Comment (by Rocco Rutte):

 {{{
 Hi,

 * Brendan Cully [07-04-02 15:31:14 -0700] wrote:
 >On Sunday, 18 March 2007 at 17:36, Rocco Rutte wrote:

 >>  I was looking at some mutt code for this issue and other issues that
 >>  report broken threading upon invalid message-ids. It seems that mutt
 >>  happily accepts the following syntax: '<.*>' which is just plain
 wrong.

 >>  I looked at rfc822.c to try to reuse address parsing for parsing
 >>  message-ids but failed since I didn't have much time and the quote is
 >>  quite complex.

 >>  Even though adopting your code for mutt would be quite easy, I'm not
 >>  yet sure what to do in case of validation errors.

 >>  Say we get '<foobar>' during APOP authentication; should be really
 >>  reject that and report failed authentication?
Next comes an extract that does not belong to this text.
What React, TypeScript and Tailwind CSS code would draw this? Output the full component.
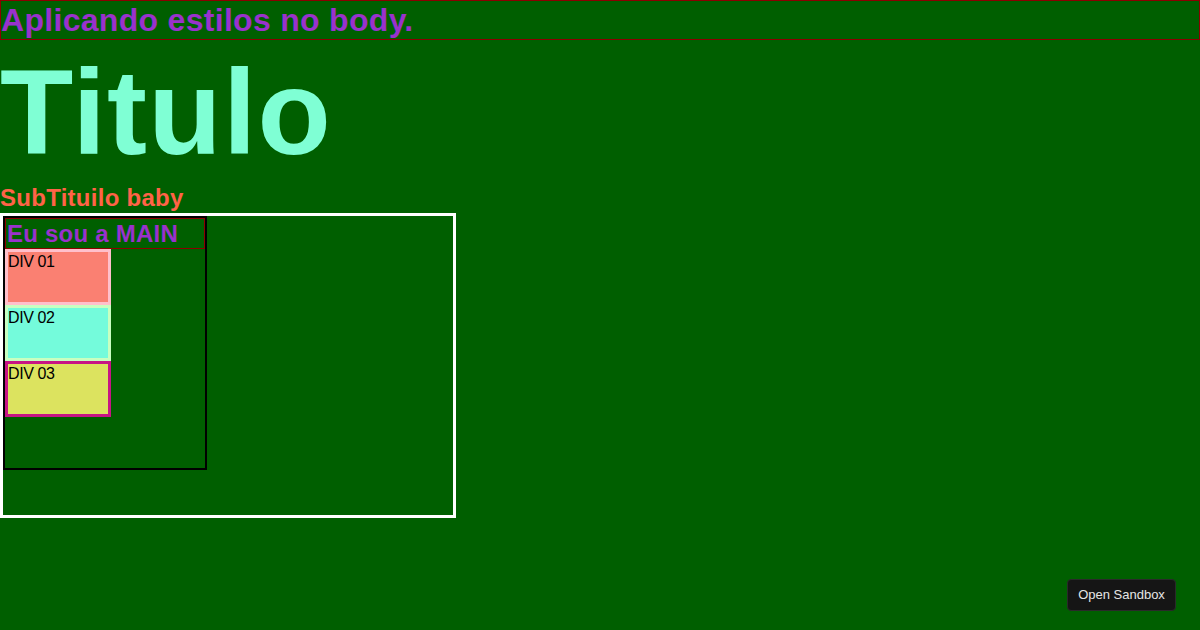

If a message has
 >>  '<foobar>' as message-id and others have it in their References:
 >>  header, should we really ignore it and break threading?

 >Here's a patch that does a really minimal check that the message ID is
 >of the form <x@y> where x and y are between ASCII 0 and 127. I hope
 >that it's enough to thwart the MD5 collision attack, but liberal
 >enough to tolerate the range of broken POP servers out there. The @y
 >test could be easily removed if necessary.

 >Comments?

 Adding a new method is one way, I hoped to find some way to reuse the
 address parser. But as that's quote complex, I think it's okay for now.
 The only thing I saw was that checking for 'l>127' is probably not
 enough as you also want to check for 'l<32'.